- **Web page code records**
## begin

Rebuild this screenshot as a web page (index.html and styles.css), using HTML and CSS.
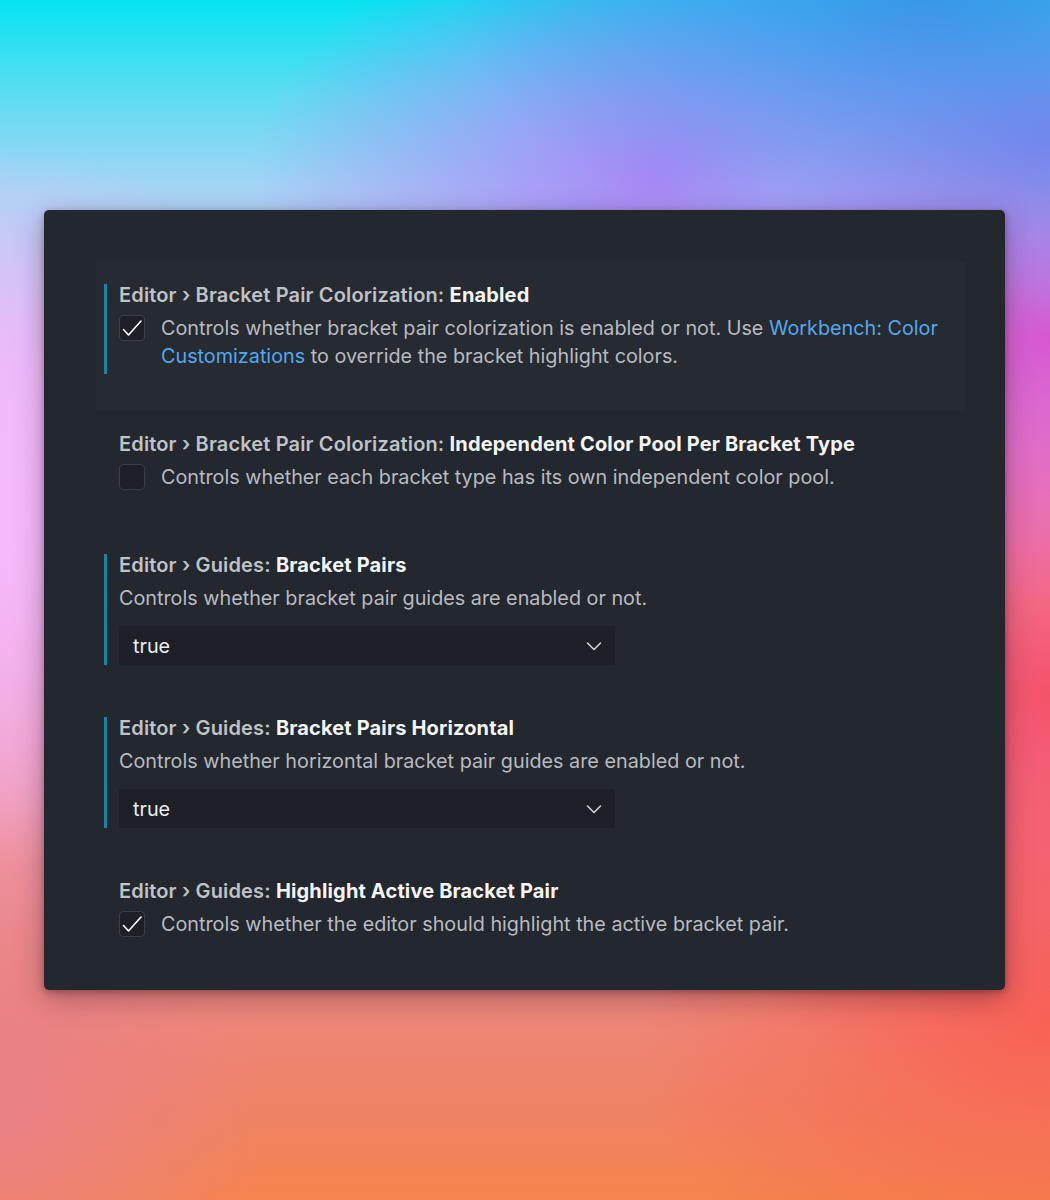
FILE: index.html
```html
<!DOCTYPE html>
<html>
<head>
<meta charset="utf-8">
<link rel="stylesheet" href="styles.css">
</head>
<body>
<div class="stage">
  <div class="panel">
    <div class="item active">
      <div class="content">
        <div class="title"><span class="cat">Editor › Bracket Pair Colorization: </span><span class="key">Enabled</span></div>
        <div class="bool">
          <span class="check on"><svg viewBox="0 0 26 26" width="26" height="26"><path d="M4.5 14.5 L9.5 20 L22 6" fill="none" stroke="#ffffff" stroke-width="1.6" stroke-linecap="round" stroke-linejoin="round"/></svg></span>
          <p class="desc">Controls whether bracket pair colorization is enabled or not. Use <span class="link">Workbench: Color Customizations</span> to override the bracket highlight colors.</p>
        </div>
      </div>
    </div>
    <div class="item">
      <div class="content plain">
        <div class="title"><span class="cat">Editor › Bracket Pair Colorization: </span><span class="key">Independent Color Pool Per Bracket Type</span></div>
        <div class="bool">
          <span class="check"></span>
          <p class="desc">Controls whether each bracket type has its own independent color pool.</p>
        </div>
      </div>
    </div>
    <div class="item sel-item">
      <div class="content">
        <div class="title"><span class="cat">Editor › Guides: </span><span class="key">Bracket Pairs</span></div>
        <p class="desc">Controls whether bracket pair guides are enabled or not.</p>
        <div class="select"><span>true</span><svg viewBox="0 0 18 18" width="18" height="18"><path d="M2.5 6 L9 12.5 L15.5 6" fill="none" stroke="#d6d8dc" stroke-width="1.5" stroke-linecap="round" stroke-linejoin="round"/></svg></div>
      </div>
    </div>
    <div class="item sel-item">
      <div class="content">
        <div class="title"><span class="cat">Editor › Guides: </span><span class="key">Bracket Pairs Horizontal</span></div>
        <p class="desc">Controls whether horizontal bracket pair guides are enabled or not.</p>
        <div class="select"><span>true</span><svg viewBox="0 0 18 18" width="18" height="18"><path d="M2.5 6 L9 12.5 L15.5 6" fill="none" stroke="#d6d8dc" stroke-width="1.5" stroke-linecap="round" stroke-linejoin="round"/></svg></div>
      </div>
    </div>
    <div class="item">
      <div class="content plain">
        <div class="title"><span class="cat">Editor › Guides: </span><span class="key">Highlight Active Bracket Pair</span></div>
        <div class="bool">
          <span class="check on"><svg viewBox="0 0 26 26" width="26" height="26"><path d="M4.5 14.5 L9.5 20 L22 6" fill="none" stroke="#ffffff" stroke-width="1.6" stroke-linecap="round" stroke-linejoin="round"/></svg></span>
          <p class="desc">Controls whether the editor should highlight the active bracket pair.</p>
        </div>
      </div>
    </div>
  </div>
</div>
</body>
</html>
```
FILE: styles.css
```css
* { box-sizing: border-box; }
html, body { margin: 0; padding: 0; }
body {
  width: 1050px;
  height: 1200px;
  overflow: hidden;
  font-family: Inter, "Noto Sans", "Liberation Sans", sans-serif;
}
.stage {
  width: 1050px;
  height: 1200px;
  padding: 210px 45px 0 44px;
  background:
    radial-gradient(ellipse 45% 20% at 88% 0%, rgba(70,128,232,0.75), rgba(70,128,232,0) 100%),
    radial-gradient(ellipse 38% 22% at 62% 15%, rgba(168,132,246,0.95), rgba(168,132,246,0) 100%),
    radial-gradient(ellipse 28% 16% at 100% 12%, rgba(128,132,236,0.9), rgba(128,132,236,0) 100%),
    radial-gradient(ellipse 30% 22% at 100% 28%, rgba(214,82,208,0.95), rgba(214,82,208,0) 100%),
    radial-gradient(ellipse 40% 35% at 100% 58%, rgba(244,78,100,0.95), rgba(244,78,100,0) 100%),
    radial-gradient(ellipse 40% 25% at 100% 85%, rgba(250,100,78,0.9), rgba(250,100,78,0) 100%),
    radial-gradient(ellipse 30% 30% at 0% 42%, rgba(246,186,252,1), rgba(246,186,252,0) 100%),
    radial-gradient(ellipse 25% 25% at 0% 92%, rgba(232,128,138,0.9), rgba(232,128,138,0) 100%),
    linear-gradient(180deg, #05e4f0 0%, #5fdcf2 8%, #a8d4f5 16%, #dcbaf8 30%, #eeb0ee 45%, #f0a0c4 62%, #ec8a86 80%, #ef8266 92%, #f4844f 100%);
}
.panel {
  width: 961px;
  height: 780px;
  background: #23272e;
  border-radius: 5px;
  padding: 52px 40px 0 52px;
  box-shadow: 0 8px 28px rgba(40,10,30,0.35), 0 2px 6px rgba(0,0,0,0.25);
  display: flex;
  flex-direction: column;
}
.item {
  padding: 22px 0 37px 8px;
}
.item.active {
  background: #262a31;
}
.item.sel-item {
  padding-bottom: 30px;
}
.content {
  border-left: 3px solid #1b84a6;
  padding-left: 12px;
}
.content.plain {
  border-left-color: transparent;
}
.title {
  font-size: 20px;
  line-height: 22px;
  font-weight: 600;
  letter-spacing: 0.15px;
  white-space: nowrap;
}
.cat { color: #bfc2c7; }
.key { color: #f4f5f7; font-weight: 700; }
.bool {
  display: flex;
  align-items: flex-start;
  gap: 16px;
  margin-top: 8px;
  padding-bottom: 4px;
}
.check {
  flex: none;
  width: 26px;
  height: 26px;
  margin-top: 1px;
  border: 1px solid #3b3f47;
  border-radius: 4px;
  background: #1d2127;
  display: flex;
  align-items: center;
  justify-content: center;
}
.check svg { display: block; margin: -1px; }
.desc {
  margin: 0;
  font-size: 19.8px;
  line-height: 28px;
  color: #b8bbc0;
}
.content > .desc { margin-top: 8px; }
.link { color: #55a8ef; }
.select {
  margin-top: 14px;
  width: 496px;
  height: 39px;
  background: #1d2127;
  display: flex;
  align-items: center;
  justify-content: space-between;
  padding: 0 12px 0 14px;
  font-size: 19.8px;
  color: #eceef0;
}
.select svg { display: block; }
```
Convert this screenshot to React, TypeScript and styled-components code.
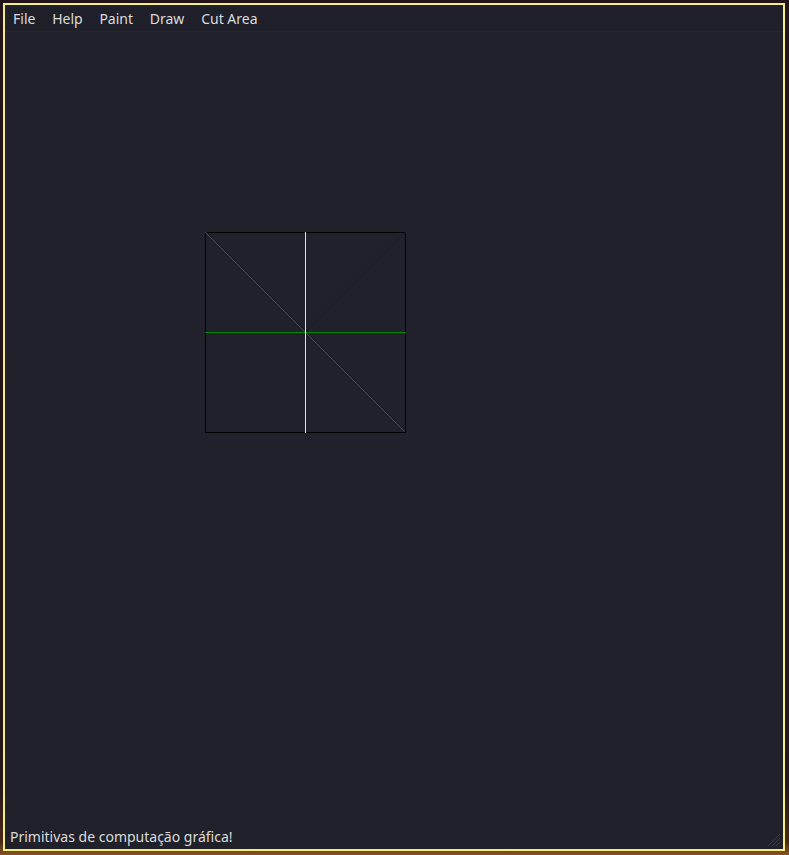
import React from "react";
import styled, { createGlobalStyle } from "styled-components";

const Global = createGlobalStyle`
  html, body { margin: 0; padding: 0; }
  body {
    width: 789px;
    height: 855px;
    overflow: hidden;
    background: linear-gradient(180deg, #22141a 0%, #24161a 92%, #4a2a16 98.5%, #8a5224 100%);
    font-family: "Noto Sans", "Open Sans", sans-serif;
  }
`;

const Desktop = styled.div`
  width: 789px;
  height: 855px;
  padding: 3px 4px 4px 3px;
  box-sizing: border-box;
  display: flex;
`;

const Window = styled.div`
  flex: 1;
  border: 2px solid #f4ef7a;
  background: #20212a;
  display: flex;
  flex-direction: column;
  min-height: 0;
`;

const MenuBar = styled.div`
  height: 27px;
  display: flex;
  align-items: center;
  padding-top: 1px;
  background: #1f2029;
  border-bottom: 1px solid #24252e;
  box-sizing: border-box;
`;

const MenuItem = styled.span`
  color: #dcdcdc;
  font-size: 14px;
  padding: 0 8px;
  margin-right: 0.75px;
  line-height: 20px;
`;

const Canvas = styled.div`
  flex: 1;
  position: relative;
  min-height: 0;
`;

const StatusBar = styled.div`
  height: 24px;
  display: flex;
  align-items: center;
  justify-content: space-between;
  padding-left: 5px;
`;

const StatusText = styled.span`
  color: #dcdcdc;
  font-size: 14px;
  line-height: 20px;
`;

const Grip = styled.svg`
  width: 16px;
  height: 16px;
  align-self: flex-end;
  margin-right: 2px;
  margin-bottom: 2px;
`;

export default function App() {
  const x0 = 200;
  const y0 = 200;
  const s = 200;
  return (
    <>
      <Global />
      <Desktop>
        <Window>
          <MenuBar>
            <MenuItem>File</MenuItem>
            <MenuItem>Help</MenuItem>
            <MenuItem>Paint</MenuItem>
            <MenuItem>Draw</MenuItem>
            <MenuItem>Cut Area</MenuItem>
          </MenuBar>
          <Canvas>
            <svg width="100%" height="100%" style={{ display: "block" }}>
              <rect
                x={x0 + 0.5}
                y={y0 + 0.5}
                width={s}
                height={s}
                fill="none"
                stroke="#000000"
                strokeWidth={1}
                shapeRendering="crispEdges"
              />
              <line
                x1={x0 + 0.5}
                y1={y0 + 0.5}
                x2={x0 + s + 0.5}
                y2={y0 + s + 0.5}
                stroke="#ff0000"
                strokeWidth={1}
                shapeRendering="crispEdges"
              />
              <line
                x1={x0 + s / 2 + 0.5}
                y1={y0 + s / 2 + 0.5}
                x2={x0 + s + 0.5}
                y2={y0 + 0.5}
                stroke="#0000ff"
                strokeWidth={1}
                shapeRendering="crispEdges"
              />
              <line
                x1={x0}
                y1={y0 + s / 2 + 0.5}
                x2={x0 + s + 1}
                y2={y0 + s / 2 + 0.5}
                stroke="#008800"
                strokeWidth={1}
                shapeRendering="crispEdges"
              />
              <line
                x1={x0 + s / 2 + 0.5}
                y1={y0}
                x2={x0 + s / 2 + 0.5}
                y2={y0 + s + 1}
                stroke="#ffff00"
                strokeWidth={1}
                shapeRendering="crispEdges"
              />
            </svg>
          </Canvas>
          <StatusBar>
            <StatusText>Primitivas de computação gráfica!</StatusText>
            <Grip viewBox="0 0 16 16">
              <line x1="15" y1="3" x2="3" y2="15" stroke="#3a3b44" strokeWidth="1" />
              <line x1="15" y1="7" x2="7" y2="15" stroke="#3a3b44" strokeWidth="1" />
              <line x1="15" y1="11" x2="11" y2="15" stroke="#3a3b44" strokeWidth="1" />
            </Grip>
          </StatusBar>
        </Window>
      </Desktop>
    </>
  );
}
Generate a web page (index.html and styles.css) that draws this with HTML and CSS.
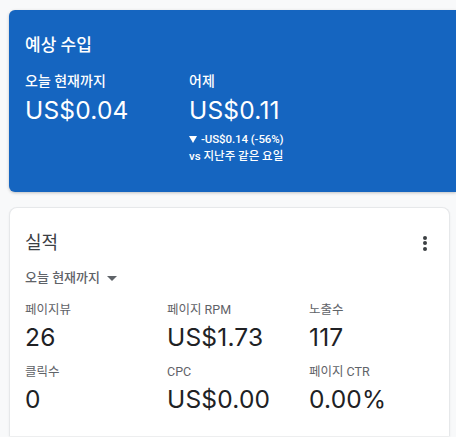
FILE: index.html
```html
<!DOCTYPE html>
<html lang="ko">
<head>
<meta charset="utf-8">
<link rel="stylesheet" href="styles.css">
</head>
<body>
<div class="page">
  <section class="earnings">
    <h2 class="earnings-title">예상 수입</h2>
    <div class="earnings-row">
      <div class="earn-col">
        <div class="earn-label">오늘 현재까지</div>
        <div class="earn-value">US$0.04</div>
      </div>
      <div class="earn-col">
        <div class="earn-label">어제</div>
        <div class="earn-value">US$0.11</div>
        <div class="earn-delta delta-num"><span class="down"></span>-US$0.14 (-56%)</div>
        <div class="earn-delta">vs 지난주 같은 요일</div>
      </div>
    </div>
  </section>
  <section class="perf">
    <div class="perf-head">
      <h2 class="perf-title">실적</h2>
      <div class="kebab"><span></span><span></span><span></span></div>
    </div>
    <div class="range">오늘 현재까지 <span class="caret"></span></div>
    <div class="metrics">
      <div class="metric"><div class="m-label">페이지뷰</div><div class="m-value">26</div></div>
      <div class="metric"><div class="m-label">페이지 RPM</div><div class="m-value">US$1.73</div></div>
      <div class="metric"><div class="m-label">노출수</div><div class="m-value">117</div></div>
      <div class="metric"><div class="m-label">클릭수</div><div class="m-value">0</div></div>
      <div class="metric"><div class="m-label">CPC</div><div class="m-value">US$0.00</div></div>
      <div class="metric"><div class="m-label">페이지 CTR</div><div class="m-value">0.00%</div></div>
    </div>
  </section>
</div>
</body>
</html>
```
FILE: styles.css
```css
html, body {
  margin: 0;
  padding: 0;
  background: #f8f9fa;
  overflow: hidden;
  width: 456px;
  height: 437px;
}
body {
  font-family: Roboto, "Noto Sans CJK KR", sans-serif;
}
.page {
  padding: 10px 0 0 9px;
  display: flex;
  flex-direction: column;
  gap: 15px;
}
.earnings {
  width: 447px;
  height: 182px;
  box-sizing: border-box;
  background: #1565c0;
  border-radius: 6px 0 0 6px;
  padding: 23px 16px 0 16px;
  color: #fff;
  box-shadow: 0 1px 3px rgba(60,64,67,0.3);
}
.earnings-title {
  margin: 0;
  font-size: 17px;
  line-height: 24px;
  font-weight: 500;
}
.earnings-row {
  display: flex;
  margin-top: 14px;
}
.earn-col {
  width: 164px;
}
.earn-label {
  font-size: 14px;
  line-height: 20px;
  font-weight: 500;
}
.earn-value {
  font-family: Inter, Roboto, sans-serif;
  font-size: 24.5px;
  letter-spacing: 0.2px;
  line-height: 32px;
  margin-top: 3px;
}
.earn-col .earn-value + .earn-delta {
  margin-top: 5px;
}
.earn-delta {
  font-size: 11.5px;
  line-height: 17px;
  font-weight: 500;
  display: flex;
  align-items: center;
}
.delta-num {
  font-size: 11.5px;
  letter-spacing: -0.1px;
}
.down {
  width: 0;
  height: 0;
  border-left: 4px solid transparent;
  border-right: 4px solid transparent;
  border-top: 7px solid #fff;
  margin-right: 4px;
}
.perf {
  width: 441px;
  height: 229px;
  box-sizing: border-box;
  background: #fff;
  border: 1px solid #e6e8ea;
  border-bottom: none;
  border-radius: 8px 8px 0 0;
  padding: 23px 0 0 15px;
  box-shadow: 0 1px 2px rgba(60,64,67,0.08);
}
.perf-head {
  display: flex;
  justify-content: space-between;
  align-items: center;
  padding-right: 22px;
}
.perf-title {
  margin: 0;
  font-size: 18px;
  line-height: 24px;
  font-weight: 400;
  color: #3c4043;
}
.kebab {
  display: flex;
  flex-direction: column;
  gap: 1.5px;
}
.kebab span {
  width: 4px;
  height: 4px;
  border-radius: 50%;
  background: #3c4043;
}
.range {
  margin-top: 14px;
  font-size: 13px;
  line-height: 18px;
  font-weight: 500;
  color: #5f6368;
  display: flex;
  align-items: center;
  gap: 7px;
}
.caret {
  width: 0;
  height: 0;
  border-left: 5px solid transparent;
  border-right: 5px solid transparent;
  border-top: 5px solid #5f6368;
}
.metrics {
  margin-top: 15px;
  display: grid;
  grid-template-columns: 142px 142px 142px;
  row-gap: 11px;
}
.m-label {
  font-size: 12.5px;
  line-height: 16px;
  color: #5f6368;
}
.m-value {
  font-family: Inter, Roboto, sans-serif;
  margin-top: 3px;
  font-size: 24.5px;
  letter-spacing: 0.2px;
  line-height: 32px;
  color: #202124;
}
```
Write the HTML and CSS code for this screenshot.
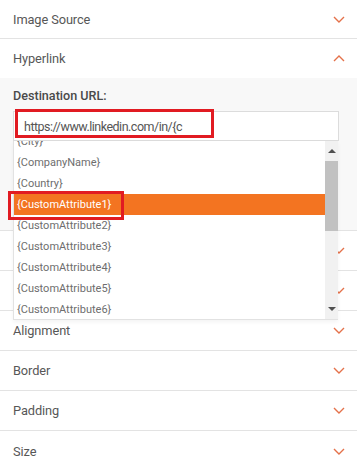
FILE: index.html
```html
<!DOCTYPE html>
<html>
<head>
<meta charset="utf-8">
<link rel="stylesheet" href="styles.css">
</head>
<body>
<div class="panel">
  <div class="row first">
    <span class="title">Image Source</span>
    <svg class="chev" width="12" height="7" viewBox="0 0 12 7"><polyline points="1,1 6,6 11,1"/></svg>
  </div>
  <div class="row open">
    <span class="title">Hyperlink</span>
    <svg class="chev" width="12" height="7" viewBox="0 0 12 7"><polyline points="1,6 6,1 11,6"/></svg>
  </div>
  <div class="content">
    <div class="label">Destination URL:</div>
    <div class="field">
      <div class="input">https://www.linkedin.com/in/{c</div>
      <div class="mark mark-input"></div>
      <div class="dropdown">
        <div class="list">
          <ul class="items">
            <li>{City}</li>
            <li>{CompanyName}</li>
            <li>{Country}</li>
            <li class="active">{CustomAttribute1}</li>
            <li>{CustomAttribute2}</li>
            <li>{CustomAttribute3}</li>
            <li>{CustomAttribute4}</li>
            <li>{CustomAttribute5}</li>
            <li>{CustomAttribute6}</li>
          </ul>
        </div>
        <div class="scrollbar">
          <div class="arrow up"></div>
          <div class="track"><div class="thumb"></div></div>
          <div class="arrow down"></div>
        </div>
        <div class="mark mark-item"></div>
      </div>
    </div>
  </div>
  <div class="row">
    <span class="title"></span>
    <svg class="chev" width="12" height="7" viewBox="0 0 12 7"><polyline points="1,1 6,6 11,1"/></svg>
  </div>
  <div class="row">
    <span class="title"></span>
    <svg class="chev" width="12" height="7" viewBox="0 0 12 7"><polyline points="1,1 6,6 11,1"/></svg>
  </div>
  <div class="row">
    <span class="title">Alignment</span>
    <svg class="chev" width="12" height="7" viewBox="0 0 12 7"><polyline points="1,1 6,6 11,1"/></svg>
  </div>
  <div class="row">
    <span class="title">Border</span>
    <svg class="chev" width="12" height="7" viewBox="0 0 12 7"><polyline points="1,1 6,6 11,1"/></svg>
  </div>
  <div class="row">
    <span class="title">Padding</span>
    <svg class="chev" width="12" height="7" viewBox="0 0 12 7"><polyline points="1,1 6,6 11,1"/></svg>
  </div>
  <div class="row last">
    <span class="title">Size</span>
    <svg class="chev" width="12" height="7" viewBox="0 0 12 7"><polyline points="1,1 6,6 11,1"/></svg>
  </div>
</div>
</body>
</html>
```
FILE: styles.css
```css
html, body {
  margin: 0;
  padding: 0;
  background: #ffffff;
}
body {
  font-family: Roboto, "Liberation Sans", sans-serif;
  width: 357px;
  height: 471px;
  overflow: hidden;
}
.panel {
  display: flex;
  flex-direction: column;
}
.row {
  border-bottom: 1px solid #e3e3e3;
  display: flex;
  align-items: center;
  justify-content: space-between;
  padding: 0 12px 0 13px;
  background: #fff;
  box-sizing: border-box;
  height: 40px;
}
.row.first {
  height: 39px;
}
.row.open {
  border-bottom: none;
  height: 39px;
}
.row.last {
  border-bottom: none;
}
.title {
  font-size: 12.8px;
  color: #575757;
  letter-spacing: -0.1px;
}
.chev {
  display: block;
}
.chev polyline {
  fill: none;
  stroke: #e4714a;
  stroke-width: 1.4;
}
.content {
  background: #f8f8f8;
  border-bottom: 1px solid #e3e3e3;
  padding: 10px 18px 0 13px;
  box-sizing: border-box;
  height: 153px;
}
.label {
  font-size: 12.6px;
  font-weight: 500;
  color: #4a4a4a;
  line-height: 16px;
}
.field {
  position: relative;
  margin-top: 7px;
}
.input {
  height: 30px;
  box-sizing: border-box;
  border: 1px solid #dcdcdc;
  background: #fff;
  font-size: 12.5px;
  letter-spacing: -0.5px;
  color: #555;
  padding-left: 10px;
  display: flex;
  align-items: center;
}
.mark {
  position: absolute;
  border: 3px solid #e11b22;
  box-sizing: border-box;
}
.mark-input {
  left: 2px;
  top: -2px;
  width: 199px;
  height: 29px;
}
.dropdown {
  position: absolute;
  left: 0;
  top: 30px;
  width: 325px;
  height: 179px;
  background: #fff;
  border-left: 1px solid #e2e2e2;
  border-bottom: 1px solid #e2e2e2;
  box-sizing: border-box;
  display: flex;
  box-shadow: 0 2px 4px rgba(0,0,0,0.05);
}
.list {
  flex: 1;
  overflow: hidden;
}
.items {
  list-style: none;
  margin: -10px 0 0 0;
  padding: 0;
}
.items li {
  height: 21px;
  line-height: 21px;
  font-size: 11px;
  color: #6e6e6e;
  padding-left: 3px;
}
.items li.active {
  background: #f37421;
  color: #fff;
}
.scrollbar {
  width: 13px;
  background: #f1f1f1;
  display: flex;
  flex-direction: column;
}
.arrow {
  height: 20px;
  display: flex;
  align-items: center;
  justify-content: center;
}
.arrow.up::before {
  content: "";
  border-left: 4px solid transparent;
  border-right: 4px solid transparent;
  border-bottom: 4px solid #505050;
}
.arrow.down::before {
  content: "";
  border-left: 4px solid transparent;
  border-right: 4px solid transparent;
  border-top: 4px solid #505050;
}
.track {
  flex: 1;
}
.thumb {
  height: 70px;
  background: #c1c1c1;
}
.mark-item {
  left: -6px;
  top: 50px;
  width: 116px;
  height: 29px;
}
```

## end

Pick out each line containing the string "screenshot" and copy it.

- **Solution to the problem**
Rebuild this screenshot as a web page (index.html and styles.css), using HTML and CSS.
Convert this screenshot to React, TypeScript and styled-components code.
Write the HTML and CSS code for this screenshot.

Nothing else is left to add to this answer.